1. Komt u of bent u in aanraking gekomen met de hiervoor geschetste situatie?
2. Wat is doorgaans de inhoud van een van de patiënt verlangde medische machtiging in de hiervoor geschetste situatie?
3. Aan welke derden mogen volgens een dergelijke medische machtiging doorgaans medische gegevens van de patiënt worden verstrekt?
4. Is de medische machtiging doorgaans beperkt tot bepaalde doeleinden en, zo ja, welke?

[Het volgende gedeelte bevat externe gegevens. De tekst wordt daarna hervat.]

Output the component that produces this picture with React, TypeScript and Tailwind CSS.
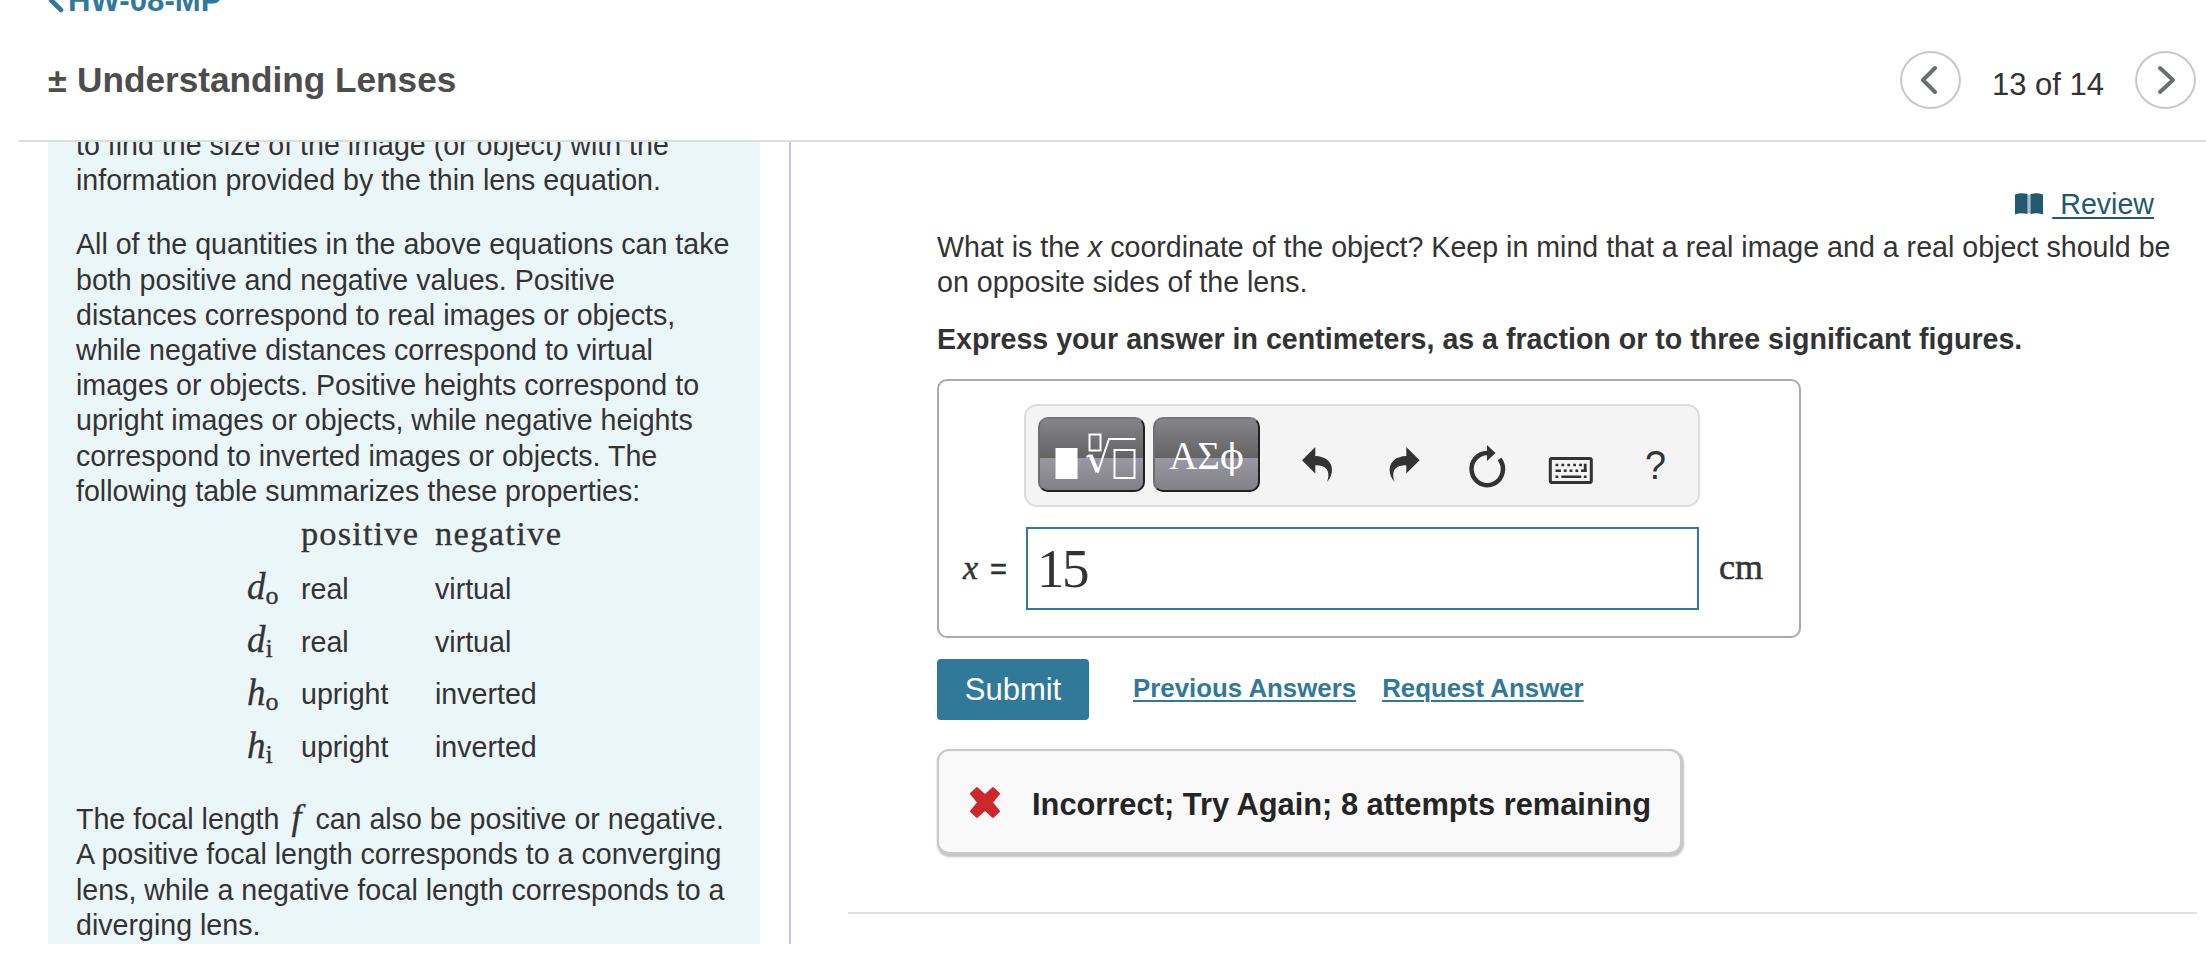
import type { ReactNode } from "react";

const SERIF = "font-['Liberation_Serif',serif]";

const PROPERTIES = [
  { symbol: "d", sub: "o", positive: "real", negative: "virtual" },
  { symbol: "d", sub: "i", positive: "real", negative: "virtual" },
  { symbol: "h", sub: "o", positive: "upright", negative: "inverted" },
  { symbol: "h", sub: "i", positive: "upright", negative: "inverted" },
];

function NavButton({ label, points }: { label: string; points: string }) {
  return (
    <button
      aria-label={label}
      className="w-[61px] h-[58px] rounded-[50%] border-2 border-[#c8c8c8] flex items-center justify-center"
    >
      <svg width="20" height="30" viewBox="0 0 20 30" fill="none" stroke="#6a7070" strokeWidth="4" strokeLinecap="round" strokeLinejoin="round">
        <polyline points={points} />
      </svg>
    </button>
  );
}

function PaletteButton({ children }: { children: ReactNode }) {
  return (
    <button className="w-[107px] h-[75px] rounded-[10px] border-2 border-t-[#77767a] border-l-[#6f6f72] border-r-[#202022] border-b-[#202022] bg-[linear-gradient(to_bottom,#858489_0%,#636363_55%,#9997a2_55%,#828186_100%)] overflow-hidden">
      {children}
    </button>
  );
}

function Header() {
  return (
    <header className="h-[142px] ml-[19px] border-b-2 border-[#ddd] flex justify-between overflow-hidden">
      <div className="ml-[29px]">
        <div className="h-[62px] flex items-start text-[#317999]">
          <svg className="mt-[-12px]" width="18" height="26" viewBox="0 0 18 26" fill="none" stroke="currentColor" strokeWidth="4.6" strokeLinecap="round" strokeLinejoin="round">
            <polyline points="13,2 3,12 13,22" />
          </svg>
          <span className="mt-[-17px] ml-[2px] text-[31.2px] leading-[36px] font-bold">HW-08-MP</span>
        </div>
        <h1 className="text-[35.2px] leading-[36px] font-bold text-[#4d4d4d] whitespace-nowrap">
          <span className="inline-block w-[29px] text-[34px]">±</span>Understanding Lenses
        </h1>
      </div>
      <nav className="flex items-start mt-[51px] mr-[10px]">
        <NavButton label="Previous item" points="14,3 2,15 14,27" />
        <span className="w-[174px] mt-[16px] text-center text-[31px] leading-[36px]">13 of 14</span>
        <NavButton label="Next item" points="4,3 17,15 4,27" />
      </nav>
    </header>
  );
}

function IntroPanel() {
  return (
    <aside className="w-[712px] h-[802px] ml-[48px] pl-[28px] bg-[#eaf6f8] overflow-hidden text-[28.6px] leading-[35.2px] whitespace-nowrap">
      <p className="mt-[-14px]">
        to find the size of the image (or object) with the
        <br />
        information provided by the thin lens equation.
      </p>
      <p className="mt-[29px]">
        All of the quantities in the above equations can take
        <br />
        both positive and negative values. Positive
        <br />
        distances correspond to real images or objects,
        <br />
        while negative distances correspond to virtual
        <br />
        images or objects. Positive heights correspond to
        <br />
        upright images or objects, while negative heights
        <br />
        correspond to inverted images or objects. The
        <br />
        following table summarizes these properties:
      </p>
      <div className="ml-[171px] mt-[4px] grid grid-cols-[54px_134px_200px]">
        <span />
        <span className={`${SERIF} text-[34.5px] tracking-[1.1px] leading-[40px] [-webkit-text-stroke:0.3px]`}>positive</span>
        <span className={`${SERIF} text-[34.5px] tracking-[1.3px] leading-[40px] [-webkit-text-stroke:0.3px]`}>negative</span>
      </div>
      <div className="ml-[171px] mt-[10px]">
        {PROPERTIES.map((row) => (
          <div key={row.symbol + row.sub} className="h-[52.8px] grid grid-cols-[54px_134px_200px] items-center">
            <span className={`${SERIF} text-[37px] leading-[40px] [-webkit-text-stroke:0.3px]`}>
              <i>{row.symbol}</i>
              <span className="relative top-[5px] text-[26px]">{row.sub}</span>
            </span>
            <span>{row.positive}</span>
            <span>{row.negative}</span>
          </div>
        ))}
      </div>
      <p className="mt-[28px]">
        The focal length <i className={`${SERIF} text-[36px] leading-[20px] ml-[4px] mr-[6px] [-webkit-text-stroke:0.3px]`}>f</i> can also be positive or negative.
        <br />
        A positive focal length corresponds to a converging
        <br />
        lens, while a negative focal length corresponds to a
        <br />
        diverging lens.
      </p>
    </aside>
  );
}

function RootGlyph() {
  return (
    <svg width="103" height="71" viewBox="1040.500 419 103 71" fill="none" stroke="#fff" strokeWidth="2">
      <rect x="1056" y="448" width="22" height="31" fill="#fff" stroke="none" />
      <rect x="1090" y="434.500" width="11" height="16" />
      <polyline points="1087,457 1091,455" />
      <polyline points="1091,455 1098,472" strokeWidth="4" />
      <polyline points="1098,473 1109.500,439 1136,439" />
      <rect x="1115" y="450" width="20" height="28" />
    </svg>
  );
}

function Toolbar() {
  return (
    <div className="w-[676px] h-[103px] rounded-[13px] border-2 border-[#dcdcdc] bg-[#f4f4f4] flex items-start pl-3 pt-[11px]">
      <PaletteButton>
        <RootGlyph />
      </PaletteButton>
      <div className="w-2" />
      <PaletteButton>
        <span className={`${SERIF} block text-[39px] leading-[73px] text-white`}>
          ΑΣ<span className="font-['DejaVu_Serif',serif] text-[35px] leading-[20px]">ϕ</span>
        </span>
      </PaletteButton>
      <svg width="420" height="75" viewBox="1260 417 420 75" fill="none">
        <path d="M1302 460.300L1315.300 447v9c10 .4 16.700 5.500 16.700 14 0 4.500-2 8.500-5 12 .6-2 1.400-4 1.400-7 0-6-4-10-13.100-9.700v8.300z" fill="#333" />
        <path d="M1419.600 460.300L1406.300 447v9c-10 .4-16.700 5.500-16.700 14 0 4.500 2 8.500 5 12-.6-2-1.400-4-1.400-7 0-6 4-10 13.100-9.700v8.300z" fill="#333" />
        <path d="M1488 453A15.700 16.100 0 1 0 1499.500 459" stroke="#333" strokeWidth="4.500" />
        <path d="M1487 445l8.500 8-8.500 8z" fill="#333" />
        <rect x="1550.300" y="458.500" width="41" height="24" rx="1.500" stroke="#333" strokeWidth="3" />
        <path
          d="M1555.500 465h2.800m3.100 0h2.800m3.100 0h2.800m3.100 0h2.800m3.100 0h2.800M1555.500 470.700h5.500m2.800 0h2.800m3 0h2.800m3 0h2.800m2.800 0h5.600M1555.500 476.700h2.800m3 0h20m2.500 0h2.800"
          stroke="#333"
          strokeWidth="2.600"
        />
        <path d="M1585.200 463.700v8" stroke="#333" strokeWidth="2.800" />
        <text x="1645" y="479" fill="#333" fontSize="40" textLength="21" lengthAdjust="spacingAndGlyphs" fontFamily="Liberation Sans, sans-serif">?</text>
      </svg>
    </div>
  );
}

function AnswerBox() {
  return (
    <div className="mt-[22px] w-[864px] h-[259px] rounded-[10px] border-2 border-[#aaa] pl-[24px] pt-[23px]">
      <div className="ml-[61px]">
        <Toolbar />
      </div>
      <div className={`${SERIF} mt-5 flex items-center`}>
        <span className="w-[63px] text-[34px] leading-[40px] whitespace-nowrap [-webkit-text-stroke:0.5px]">
          <i>x</i>
          <span className="ml-[12px] text-[29px] font-['Liberation_Sans',sans-serif]">=</span>
        </span>
        <div className="w-[673px] h-[83px] border-2 border-[#317999] pl-[9px] text-[55px] tracking-[-2.5px] leading-[79px]">15</div>
        <span className="ml-[20px] pb-[2px] text-[36px] leading-[40px] [-webkit-text-stroke:0.5px]">cm</span>
      </div>
    </div>
  );
}

function Feedback() {
  return (
    <div className="mt-[29px] w-[745px] h-[105px] rounded-[12px] border-2 border-[#c8c9c9] bg-[#f9f9f9] shadow-[1px_2px_2px_1px_#c4c4c4] flex items-center pl-[31px]">
      <svg className="mt-[3px]" width="30" height="31" viewBox="0 0 30 30" preserveAspectRatio="none" fill="#cc292d" stroke="#cc292d" strokeWidth="2.500" strokeLinejoin="round">
        <path d="M7 1.300L15 8.500 23 1.300 28.700 6.500 21.500 15 28.700 23.500 23 28.700 15 21.500 7 28.700 1.300 23.500 8.500 15 1.300 6.500z" />
      </svg>
      <span className="ml-[32px] mt-[7px] text-[30.83px] leading-[36px] font-bold text-[#252525] whitespace-nowrap">
        Incorrect; Try Again; 8 attempts remaining
      </span>
    </div>
  );
}

function QuestionPanel() {
  return (
    <main className="flex-1 ml-[57px] mr-[9px] h-[772px] border-b-2 border-[#e0e0e0] pl-[89px] text-[28.6px] leading-[35.2px] whitespace-nowrap">
      <div className="mt-[45px] pr-[43px] flex justify-end items-center text-[#21596f] text-[28.6px]">
        <svg className="mr-[9px] mt-[-2px]" width="28" height="22" viewBox="0 0 28 22" fill="currentColor">
          <path d="M0 1.500Q6-.5 12.500 1V21Q6 19.500 0 21.500zM15.500 1Q22-.5 28 1.500V21.500Q22 19.500 15.500 21z" />
          <path d="M12.500 2h3v18h-3z" opacity=".4" />
        </svg>
        <a className="underline decoration-2 underline-offset-[3px] whitespace-pre"> Review</a>
      </div>
      <p className="mt-[8px]">
        What is the <i>x</i> coordinate of the object? Keep in mind that a real image and a real object should be
        <br />
        on opposite sides of the lens.
      </p>
      <p className="mt-[21px] font-bold">
        Express your answer in centimeters, as a fraction or to three significant figures.
      </p>
      <AnswerBox />
      <div className="mt-[21px] flex items-center">
        <button className="w-[152px] h-[61px] rounded-[4px] bg-[#317999] text-white text-[31px]">Submit</button>
        <a className="ml-[44px] mb-px text-[25.85px] font-bold text-[#317999] underline decoration-2 underline-offset-[3px]">Previous Answers</a>
        <a className="ml-[26px] mb-px text-[25.85px] font-bold text-[#317999] underline decoration-2 underline-offset-[3px]">Request Answer</a>
      </div>
      <Feedback />
    </main>
  );
}

export default function App() {
  return (
    <div className="w-[2206px] h-[980px] overflow-hidden bg-white font-['Liberation_Sans',Arial,sans-serif] text-[#333]">
      <Header />
      <div className="flex items-start">
        <IntroPanel />
        <div className="ml-[29px] w-[2px] h-[802px] bg-[#bccadb]" />
        <QuestionPanel />
      </div>
    </div>
  );
}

5. In welk deel van de gevallen die overeenkomen met de hiervoor geschetste situatie is de patiënt (naar uw inschatting) niet bereid een medische machtiging te verstrekken (met de inhoud die de hulpverlener en/of de verzekeraar verlangt)? Kunt u een inschatting geven in de vorm van een percentage? Welke redenen legt de patiënt aan een weigering ten grondslag?
6. Komt het voor dat, indien de patiënt enerzijds en de hulpverlener en/of verzekeraar anderzijds het niet eens worden over de inhoud van de medische machtiging, de (para)medische behandelaars toch (relevante) medische gegevens verstrekken aan derden zonder dat daarvoor een dekkende medische machtiging is afgegeven? Wat zijn daarvoor, in de praktijk, mogelijke beweegredenen? Wat zijn in de praktijk mogelijke bezwaren daartegen?
7. Zijn er gevallen die overeenkomen met de hiervoor geschetste situatie waarin de (inhoud van de) medische machtiging (naar uw inschatting) een struikelblok vormt voor de buitengerechtelijke afwikkeling van de schade? Waarom vormt zij volgens u in die gevallen een struikelblok?
8. Komt het voor dat, in afwijking van de hiervoor geschetste situatie, de patiënt niet wordt gevraagd een medische machtiging af te geven en de (para)medische behandelaars toch (relevante) medische gegevens verstrekken aan derden? Wat zijn daarvoor, in de praktijk, mogelijke beweegredenen? Wat zijn in de praktijk mogelijke bezwaren daartegen?
9. Welke andere opmerkingen wilt u maken in verband met de hiervoor geschetste situatie of daarmee samenhangende problematiek?